Plan de la fiche sur un extrait du
Discours sur l’origine et les fondements de l’inégalité parmi les hommes de Rousseau :
Introduction
Ce texte de
Jean-Jacques Rousseau est un texte à portée polémique (qui suscite des discussions, voir des querelles), une réflexion s’élabore. L’auteur émet son point de vue (thèse, arguments). Ces textes sont là pour convaincre. Le point de vue de l’auteur peut être contredit.
Rousseau approfondit et met en œuvre un système philosophique ébauché dans le discours sur les sciences et les arts.
Le Discours sur l’origine et les fondements de l’inégalité parmi les hommes date de 1755 ; cet extrait se situe dans la seconde partie où Rousseau dresse un tableau des grandes sociétés et met en scène le processus générateur d’inégalité.

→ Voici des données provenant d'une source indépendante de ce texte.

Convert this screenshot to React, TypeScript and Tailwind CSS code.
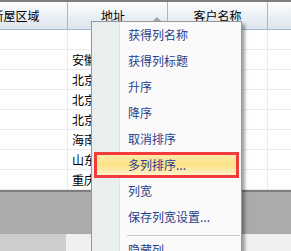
import React from "react";

const rows = ["", "安徽", "北京", "北京", "北京", "海南", "山东", "重庆"];
const items = ["获得列名称", "获得列标题", "升序", "降序", "取消排序", "多列排序...", "列宽", "保存列宽设置..."];

export default function App() {
  return (
    <div
      className="relative w-[291px] h-[251px] overflow-hidden bg-white text-[12px] leading-none text-black"
      style={{ fontFamily: '"Noto Sans CJK SC", "Noto Sans", sans-serif' }}
    >
      <div className="flex flex-col h-full">
        <div className="h-[2px] bg-[#7f7f7f]" />
        {/* header */}
        <div className="flex h-[28px] -ml-[36px] border-b border-[#a9b9cd] bg-gradient-to-b from-[#fcfdfe] to-[#dce4ee]">
          <div className="w-[104px] shrink-0 flex items-center justify-center border-r border-[#a7b8cc]">新屋区域</div>
          <div className="relative w-[100px] shrink-0 flex items-center justify-center pr-[9px] border-r border-[#a7b8cc]">
            地址
            <span className="absolute right-[6px] top-[15px] w-0 h-0 border-l-[4px] border-r-[4px] border-b-[4px] border-l-transparent border-r-transparent border-b-[#9aa3ad]" />
          </div>
          <div className="w-[100px] shrink-0 flex items-center justify-center border-r border-[#a7b8cc]">客户名称</div>
          <div className="flex-1" />
        </div>
        {/* rows */}
        <div className="flex flex-col -ml-[36px]">
          {rows.map((r, i) => (
            <div key={i} className="flex h-[20px] border-b border-[#ebebeb]">
              <div className="w-[104px] shrink-0 border-r border-[#ebebeb]" />
              <div className="w-[100px] shrink-0 border-r border-[#ebebeb] flex items-center pl-[4px] whitespace-nowrap overflow-hidden">{r}</div>
              <div className="w-[100px] shrink-0 border-r border-[#ebebeb]" />
              <div className="flex-1" />
            </div>
          ))}
        </div>
        <div className="h-[2px] bg-[#7d7d7d]" />
        <div className="h-[42px] bg-[#ababab]" />
        <div className="flex-1 flex bg-[#f0f0f0]">
          <div className="w-[66px] bg-[#cdcdcd]" />
        </div>
      </div>

      {/* context menu */}
      <div className="absolute left-[91px] top-[21px] w-[151px] h-[250px] border border-[#979797] shadow-[3px_3px_3px_rgba(0,0,0,0.35)] flex flex-col text-[#24408e] bg-[linear-gradient(to_right,#e9eeee_0,#e9eeee_27px,#dde2e2_27px,#dde2e2_28px,#fafafa_28px)]">
        {items.map((t, i) =>
          i === 5 ? (
            <div key={t} className="h-[26px] mx-[2px] border-[3px] border-[#f03c3c] bg-gradient-to-b from-[#fdeaa8] via-[#fde187] to-[#fff4cc] flex items-center pl-[31px] whitespace-nowrap">
              {t}
            </div>
          ) : (
            <div key={t} className="h-[26px] flex items-center pl-[36px] whitespace-nowrap">{t}</div>
          )
        )}
        <div className="mt-[5px] ml-[35px] mr-[1px] h-[2px] border-t border-[#c8c8c8] border-b border-b-white" />
        <div className="h-[26px] flex items-center pl-[36px]">隐藏列</div>
      </div>
    </div>
  );
}
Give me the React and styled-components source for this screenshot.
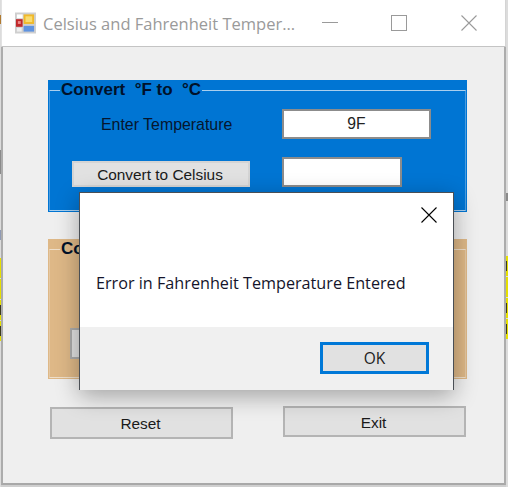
import React from 'react'
import styled, { createGlobalStyle } from 'styled-components'

const GlobalStyle = createGlobalStyle`
html, body {
    margin: 0;
    padding: 0;
    background: #fff;
}
`

const Page = styled.div`
width: 508px;
height: 490px;
display: flex;
overflow: hidden;
position: relative;
background: #fff;
font-family: "Liberation Sans", Arial, sans-serif;
color: #111;
`

const Edge = styled.div`
width: ${props => props.$width}px;
flex-shrink: 0;
height: 487px;
background: #dcdcdc;
display: flex;
flex-direction: column;
`

const EdgeMark = styled.div`
height: ${props => props.$height}px;
margin-top: ${props => props.$top}px;
background: ${props => props.$color};
flex-shrink: 0;
`

const YellowCells = styled.div`
margin-top: ${props => props.$top}px;
display: flex;
flex-direction: column;
gap: 1px;
`

const YellowCell = styled.div`
height: 20px;
background: #e6e000;
display: flex;
align-items: center;
`

const CellGlyph = styled.div`
width: 1px;
height: 10px;
background: #3a3a20;
`

const Window = styled.div`
width: 505px;
height: 485px;
flex-shrink: 0;
display: flex;
flex-direction: column;
box-shadow: 0 2px 0 #cfcfcf;
`

const TitleBar = styled.div`
height: 47px;
box-sizing: border-box;
flex-shrink: 0;
background: #fff;
border-bottom: 1px solid #c4c4c4;
border-left: 1px solid #e2e2e2;
border-right: 1px solid #d4d4d4;
display: flex;
align-items: center;
padding-left: 13px;
`

const TitleText = styled.span`
margin-left: 7px;
width: 252px;
flex-shrink: 0;
font-family: "Open Sans", sans-serif;
font-size: 16.5px;
color: #9a9a9a;
white-space: nowrap;
`

const WinButton = styled.div`
width: ${props => props.$width}px;
flex-shrink: 0;
display: flex;
justify-content: center;
color: #9a9a9a;
`

const Client = styled.div`
flex: 1;
padding: 33px 0 0 45px;
background: #efefef;
border-left: 2px solid #acacac;
border-right: 2px solid #acacac;
border-bottom: 2px solid #a8a8a8;
`

const Group = styled.div`
width: 419px;
height: ${props => props.$height}px;
box-sizing: border-box;
padding: 0 1px 1px 1px;
background: ${props => props.$bg};
display: flex;
margin-bottom: 27px;
`

const Fieldset = styled.fieldset`
flex: 1;
min-width: 0;
margin: 0;
padding: 0;
border-style: solid;
border-width: 1px;
border-color: ${props => props.$line} ${props => props.$side} ${props => props.$line} ${props => props.$side};
`

const Legend = styled.legend`
margin-left: 10px;
padding: 0 1px;
font-size: 17px;
font-weight: bold;
line-height: 20px;
color: #00112a;
white-space: pre;
`

const GroupBody = styled.div`
display: grid;
grid-template-columns: ${props => 232 - props.$inset}px 1fr;
row-gap: 18px;
padding: 9px 0 0 ${props => props.$inset}px;
`

const FieldLabel = styled.div`
display: flex;
align-items: center;
padding: 2px 0 0 29px;
font-size: 15.9px;
color: #06162e;
`

const Field = styled.div`
width: ${props => props.$width}px;
height: 30px;
box-sizing: border-box;
background: #fff;
border: 2px solid #8c8c8c;
display: flex;
align-items: center;
justify-content: center;
font-size: 15.7px;
color: #222;
`

const FormButton = styled.button`
width: ${props => props.$width}px;
height: ${props => props.$height}px;
box-sizing: border-box;
padding: 2px 2px 0 0;
margin-top: ${props => props.$top || 0}px;
background: #e1e1e1;
border: 2px solid ${props => props.$edge};
font-family: "Liberation Sans", Arial, sans-serif;
font-size: 15.4px;
color: #1a1a1a;
display: block;
`

const ButtonRow = styled.div`
width: 416px;
margin-left: 2px;
display: flex;
justify-content: space-between;
align-items: flex-start;
`

const Dialog = styled.div`
position: absolute;
left: 79px;
top: 192px;
width: 375px;
height: 198px;
box-sizing: border-box;
display: flex;
flex-direction: column;
background: #fff;
border: 1px solid #4a4f55;
border-bottom: none;
box-shadow: 0 6px 22px rgba(0, 0, 0, 0.32);
`

const DialogBody = styled.div`
flex: 1;
display: flex;
flex-direction: column;
padding: 0 0 0 16px;
`

const DialogClose = styled.div`
display: flex;
justify-content: flex-end;
padding: 14px 16px 0 0;
color: #000;
`

const DialogText = styled.div`
margin-top: 49px;
font-family: "Open Sans", sans-serif;
font-size: 16.2px;
color: #14142a;
white-space: nowrap;
`

const DialogFooter = styled.div`
height: 63px;
background: #f0f0f0;
display: flex;
justify-content: flex-end;
padding: 15px 24px 0 0;
box-sizing: border-box;
`

const OkButton = styled.button`
width: 109px;
height: 32px;
padding: 0;
box-sizing: border-box;
background: #e1e1e1;
border: 3px solid #0078d7;
font-family: "Open Sans", sans-serif;
font-size: 15.5px;
color: #222;
`

function AppIcon() {
    return (
        <svg width="22" height="22" viewBox="0 0 22 22">
            <rect x="0" y="0" width="22" height="22" fill="#cfcfcf" />
            <rect x="2" y="2" width="6" height="4" fill="#fff" />
            <rect x="2" y="16" width="5" height="4" fill="#eee" />
            <rect x="1" y="7" width="7" height="8" fill="#c0282a" />
            <rect x="3" y="9" width="3" height="3" fill="#e88" />
            <rect x="9" y="2" width="11" height="10" fill="#f0b92a" />
            <rect x="11" y="4" width="7" height="6" fill="#f9dc70" />
            <rect x="9" y="14" width="11" height="6" fill="#5f93e0" />
        </svg>
    )
}

function CrossIcon({ size, color }) {
    return (
        <svg width={size} height={size} viewBox={`0 0 ${size} ${size}`} stroke={color} strokeWidth="1.1" fill="none">
            <path d={`M0.5 0.5L${size - 0.5} ${size - 0.5}M${size - 0.5} 0.5L0.5 ${size - 0.5}`} />
        </svg>
    )
}

function App() {
    return (
        <Page>
            <GlobalStyle />
            <Edge $width={1}>
                <EdgeMark $top={15} $height={9} $color="#b07a30" />
                <EdgeMark $top={126} $height={24} $color="#8a8a8a" />
                <EdgeMark $top={56} $height={10} $color="#8f9ab5" />
                <YellowCells $top={18}>
                    <YellowCell />
                    <YellowCell />
                    <YellowCell><CellGlyph /></YellowCell>
                    <YellowCell><CellGlyph /></YellowCell>
                </YellowCells>
            </Edge>
            <Window>
                <TitleBar>
                    <AppIcon />
                    <TitleText>Celsius and Fahrenheit Temper...</TitleText>
                    <WinButton $width={69}>
                        <svg width="16" height="16" stroke="currentColor"><path d="M0 7.5H16" /></svg>
                    </WinButton>
                    <WinButton $width={69}>
                        <svg width="16" height="16" stroke="currentColor" fill="none"><rect x="0.5" y="0.5" width="15" height="15" /></svg>
                    </WinButton>
                    <WinButton $width={72}>
                        <CrossIcon size={16} color="currentColor" />
                    </WinButton>
                </TitleBar>
                <Client>
                    <Group $bg="#0075d3" $height={132}>
                        <Fieldset $line="#a9cfee" $side="#4a9ce0">
                            <Legend>Convert  °F to  °C</Legend>
                            <GroupBody $inset={22}>
                                <FieldLabel>Enter Temperature</FieldLabel>
                                <Field $width={149}>9F</Field>
                                <FormButton $width={178} $height={26} $top={4} $edge="#d4d4d4">Convert to Celsius</FormButton>
                                <Field $width={120} />
                            </GroupBody>
                        </Fieldset>
                    </Group>
                    <Group $bg="#deb887" $height={140}>
                        <Fieldset $line="#efdfca" $side="#e4c8a4">
                            <Legend>Convert  °C to  °F</Legend>
                            <GroupBody $inset={20}>
                                <FieldLabel />
                                <Field $width={149} />
                                <FormButton $width={178} $height={31} $top={12} $edge="#ababab" />
                                <Field $width={120} />
                            </GroupBody>
                        </Fieldset>
                    </Group>
                    <ButtonRow>
                        <FormButton $width={183} $height={32} $top={1} $edge="#b4b4b4">Reset</FormButton>
                        <FormButton $width={183} $height={31} $edge="#b4b4b4">Exit</FormButton>
                    </ButtonRow>
                </Client>
            </Window>
            <Edge $width={2}>
                <EdgeMark $top={193} $height={8} $color="#8a8a8a" />
                <YellowCells $top={55}>
                    <YellowCell><CellGlyph /></YellowCell>
                    <YellowCell />
                    <YellowCell><CellGlyph /></YellowCell>
                    <YellowCell><CellGlyph /></YellowCell>
                </YellowCells>
            </Edge>
            <Dialog>
                <DialogBody>
                    <DialogClose><CrossIcon size={16} color="#000" /></DialogClose>
                    <DialogText>Error in Fahrenheit Temperature Entered</DialogText>
                </DialogBody>
                <DialogFooter>
                    <OkButton>OK</OkButton>
                </DialogFooter>
            </Dialog>
        </Page>
    )
}

export default App
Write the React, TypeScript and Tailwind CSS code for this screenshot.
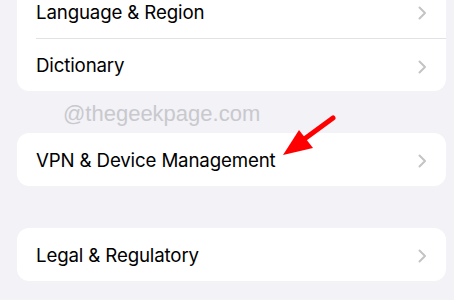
import React from "react";

const font = { fontFamily: "Inter, 'Noto Sans', sans-serif" };

function Chevron() {
  return (
    <svg width="9" height="14" viewBox="0 0 9 14" className="shrink-0">
      <path d="M1.5 1.5 L7 7 L1.5 12.5" fill="none" stroke="#c4c4c7" strokeWidth="2" strokeLinecap="round" strokeLinejoin="round" />
    </svg>
  );
}

function Row({ label, divider }: { label: string; divider?: boolean }) {
  return (
    <div className="pl-[19px]">
      <div className={`h-[53px] flex items-center justify-between pr-[19px] pt-[3px] ${divider ? "border-t border-[#e2e2e6]" : ""}`}>
        <span className="text-[18.7px] text-black tracking-[-0.15px]">{label}</span>
        <Chevron />
      </div>
    </div>
  );
}

export default function App() {
  return (
    <div className="relative w-[454px] h-[300px] overflow-hidden bg-[#f2f2f7]" style={font}>
      <div className="-mt-[15px] ml-[17px] mr-[8px]">
        <div className="bg-white rounded-[12px]">
          <Row label="Language & Region" />
          <Row label="Dictionary" divider />
        </div>
        <div className="h-[42px] flex items-center pl-[46px] pt-[2px]">
          <span className="text-[22px] text-[#c9c9cd]" style={{ fontFamily: "'Liberation Sans', Arial, sans-serif" }}>
            @thegeekpage.com
          </span>
        </div>
        <div className="bg-white rounded-[12px]">
          <Row label="VPN & Device Management" />
        </div>
        <div className="h-[42px]" />
        <div className="bg-white rounded-[12px]">
          <Row label="Legal & Regulatory" />
        </div>
      </div>
      <svg className="absolute left-0 top-0" width="454" height="300" viewBox="0 0 454 300">
        <line x1="333" y1="118" x2="303" y2="140" stroke="#ff0000" strokeWidth="5" strokeLinecap="round" />
        <polygon points="283,155 299,130 313,148" fill="#ff0000" />
      </svg>
    </div>
  );
}
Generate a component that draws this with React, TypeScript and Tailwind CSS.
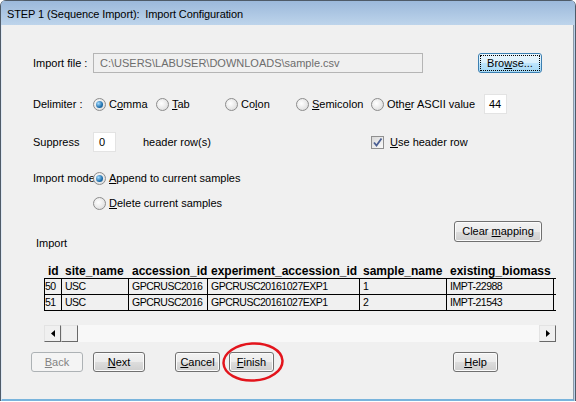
import React from 'react';
import clsx from 'clsx';

function Btn({ children, className, disabled, focused }: { children: React.ReactNode; className?: string; disabled?: boolean; focused?: boolean }) {
  return (
    <div
      className={clsx(
        'h-[20px] rounded-[3px] border flex items-center justify-center text-[11px] leading-none',
        disabled
          ? 'border-[#adb2b5] bg-[#f4f4f4] text-[#838383]'
          : focused
          ? 'border-[#3c7fb1] bg-[linear-gradient(#eaf6fd_0%,#d9f0fc_50%,#bee6fd_50%,#a7d9f5_100%)] outline outline-1 outline-dotted outline-black outline-offset-[-3px]'
          : 'border-[#707070] bg-[linear-gradient(#f2f2f2_0%,#ebebeb_50%,#dddddd_50%,#cfcfcf_100%)] shadow-[inset_0_0_0_1px_#fbfbfb]',
        className
      )}
    >
      {children}
    </div>
  );
}

function Radio({ checked }: { checked?: boolean }) {
  return (
    <span className="w-[13px] h-[13px] shrink-0 rounded-full border border-[#8c8c8c] bg-[radial-gradient(circle_at_40%_40%,#ffffff,#d6d6d6)] flex items-center justify-center">
      {checked && <span className="w-[7px] h-[7px] rounded-full bg-[radial-gradient(circle_at_35%_35%,#a6dcff,#1f70ad_60%,#0d4a80)]" />}
    </span>
  );
}

function ScrollBtn({ dir }: { dir?: 'left' | 'right' }) {
  return (
    <div className="w-[17px] h-[17px] shrink-0 border border-t-[#e3e3e3] border-l-[#e3e3e3] border-r-[#696969] border-b-[#696969] bg-[#f0f0f0] flex items-center justify-center">
      {dir === 'left' && (
        <svg width="4" height="7" viewBox="0 0 4 7"><polygon points="4,0 4,7 0,3.5" fill="#000" /></svg>
      )}
      {dir === 'right' && (
        <svg width="4" height="7" viewBox="0 0 4 7"><polygon points="0,0 0,7 4,3.5" fill="#000" /></svg>
      )}
    </div>
  );
}

const cols = [18, 67, 79, 152, 87, 107, 60];
const headers = ['id', 'site_name', 'accession_id', 'experiment_accession_id', 'sample_name', 'existing_biomass', ''];
const rows = [
  ['50', 'USC', 'GPCRUSC2016', 'GPCRUSC20161027EXP1', '1', 'IMPT-22988', ''],
  ['51', 'USC', 'GPCRUSC2016', 'GPCRUSC20161027EXP1', '2', 'IMPT-21543', ''],
];

export default function App() {
  return (
    <div className="w-[576px] h-[402px] bg-white font-['Liberation_Sans',Arial,sans-serif] text-black">
      <div className="h-[401px] flex flex-col border-l border-r border-[#4f5b68] rounded-t-[6px] overflow-hidden bg-[#b9d1ea]">
        {/* title bar */}
        <div className="h-[25px] shrink-0 border-t border-[#4f5b68] bg-[linear-gradient(#9cb9db,#bdd4eb)] pl-[6px] pt-[5px] text-[11px] tracking-[-0.1px] leading-[16px] whitespace-pre">
          STEP 1 (Sequence Import):  Import Configuration
        </div>

        <div className="flex-1 bg-[#f0f0f0] border-l border-[#dfe9f5] border-r border-r-[#8d9aa8] border-b-2 border-b-[#79b4dc] mr-[1px] text-[11px]">
          <div className="pl-[31px] w-[540px] flex flex-col">
            {/* import file */}
            <div className="mt-[28px] flex h-[20px] items-center">
              <span className="w-[60px]">Import file :</span>
              <div className="w-[330px] h-[20px] border border-[#b5b5b5] bg-[#f0f0f0] text-[#6d6d6d] pl-[6px] leading-[18px]">
                {'C:\\USERS\\LABUSER\\DOWNLOADS\\sample.csv'}
              </div>
              <Btn focused className="ml-[55px] w-[64px]">
                <span>Bro<u>w</u>se...</span>
              </Btn>
            </div>

            {/* delimiter */}
            <div className="mt-[21px] flex h-[20px] items-center">
              <span className="w-[60px]">Delimiter :</span>
              <span className="w-[63px] flex items-center gap-[3px]"><Radio checked /><span>C<u>o</u>mma</span></span>
              <span className="w-[69px] flex items-center gap-[3px]"><Radio /><span><u>T</u>ab</span></span>
              <span className="w-[71px] flex items-center gap-[3px]"><Radio /><span>Co<u>l</u>on</span></span>
              <span className="w-[75px] flex items-center gap-[3px]"><Radio /><span><u>S</u>emicolon</span></span>
              <span className="w-[113px] flex items-center gap-[3px]"><Radio /><span>Oth<u>e</u>r ASCII value</span></span>
              <div className="w-[23px] h-[20px] border border-[#e3e3e3] bg-white pl-[4px] leading-[18px]">44</div>
            </div>

            {/* suppress */}
            <div className="mt-[18px] flex h-[20px] items-center">
              <span className="w-[60px]">Suppress</span>
              <div className="w-[23px] h-[20px] border border-[#e3e3e3] bg-white pl-[5px] leading-[18px]">0</div>
              <span className="ml-[27px] w-[228px]">header row(s)</span>
              <span className="w-[13px] h-[13px] border border-[#8f8f8f] bg-[linear-gradient(135deg,#d8d8d8,#fbfbfb)] flex items-center justify-center">
                <svg width="11" height="11" viewBox="0 0 11 11">
                  <path d="M2 5.5 L4.5 8.5 L9.5 1.5" stroke="#4b5f93" strokeWidth="1.8" fill="none" />
                </svg>
              </span>
              <span className="ml-[6px]"><u>U</u>se header row</span>
            </div>

            {/* import mode */}
            <div className="mt-[18px] flex h-[16px] items-center">
              <span className="w-[60px] whitespace-nowrap">Import mode</span>
              <Radio checked />
              <span className="ml-[3px]"><u>A</u>ppend to current samples</span>
            </div>
            <div className="mt-[9px] flex h-[16px] items-center pl-[60px]">
              <Radio />
              <span className="ml-[3px]"><u>D</u>elete current samples</span>
            </div>

            {/* clear mapping */}
            <div className="mt-[10px] flex h-[29px] justify-between w-[509px]">
              <span className="self-end ml-[3px] leading-[14px]">Import</span>
              <Btn className="w-[88px] h-[21px]">
                <span>Clear <u>m</u>apping</span>
              </Btn>
            </div>

            {/* table */}
            <div className="mt-[14px] ml-[11px] w-[512px] overflow-hidden">
              <div className="flex h-[14px] w-max font-bold text-[12px] leading-[14px]">
                {headers.map((h, i) => (
                  <div key={i} style={{ width: cols[i] }} className={clsx('shrink-0 pl-[3px] border-r border-transparent whitespace-nowrap', i === 0 && 'border-l')}>
                    {h}
                  </div>
                ))}
              </div>
              <div className="border-t border-black w-max">
                {rows.map((r, ri) => (
                  <div key={ri} className="flex h-[16px] border-b border-black text-[10.5px] tracking-[-0.5px] leading-[15px]">
                    {r.map((c, i) => (
                      <div
                        key={i}
                        style={{ width: cols[i] }}
                        className={clsx('shrink-0 border-r border-black whitespace-nowrap overflow-hidden', i === 0 ? 'border-l pl-0' : 'pl-[3px]')}
                      >
                        {c}
                      </div>
                    ))}
                  </div>
                ))}
              </div>
            </div>

            {/* scrollbar */}
            <div className="mt-[14px] ml-[11px] w-[512px] h-[17px] flex">
              <ScrollBtn dir="left" />
              <ScrollBtn />
              <div className="flex-1 bg-[#f8f8f8]" />
              <ScrollBtn dir="right" />
            </div>

            {/* buttons */}
            <div className="mt-[10px] ml-[-2px] flex h-[20px]">
              <Btn disabled className="w-[52px]"><span><u>B</u>ack</span></Btn>
              <Btn className="ml-[10px] w-[52px]"><span><u>N</u>ext</span></Btn>
              <Btn className="ml-[30px] w-[45px]"><span><u>C</u>ancel</span></Btn>
              <div className="relative ml-[9px]">
                <Btn className="w-[45px]"><span><u>F</u>inish</span></Btn>
                <svg className="absolute left-[-7px] top-[-10px]" width="62" height="40" viewBox="0 0 62 40">
                  <ellipse cx="31" cy="20" rx="29.5" ry="18.5" stroke="#e3141c" strokeWidth="2.5" fill="none" transform="rotate(-3 31 20)" />
                </svg>
              </div>
              <Btn className="ml-[179px] w-[45px]"><span><u>H</u>elp</span></Btn>
            </div>
          </div>
        </div>
      </div>
    </div>
  );
}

Exemple de problématique : Comment Rousseau cherche-t-il à convaincre ?
Texte étudié
Bientôt cessant de s’endormir sous le premier arbre, ou de se retirer dans des cavernes, on trouva quelques sortes de haches de pierres dures et tranchantes, qui servirent à couper du bois, creuser la terre et faire des huttes de branchages, qu’on s’avisa ensuite d’enduire d’argile et de boue. Ce fut là l’époque d’une première révolution qui forma l’établissement et la distinction des familles, et qui introduisit une sorte de propriété ; d’où peut-être naquirent déjà bien des querelles et des combats. Cependant comme les plus forts furent vraisemblablement les premiers à se faire des logements qu’ils se sentaient capables de défendre, il est à croire que les faibles trouvèrent plus court et plus sûr de les imiter que de tenter de les déloger ; et quant à ceux qui avaient déjà des cabanes, chacun dut peu chercher à s’approprier celle de son voisin, moins parce qu’elle ne lui appartenait pas que parce qu’elle lui était inutile et qu’il ne pouvait s’en emparer, sans s’exposer à un combat très vif avec la famille qui l’occupait.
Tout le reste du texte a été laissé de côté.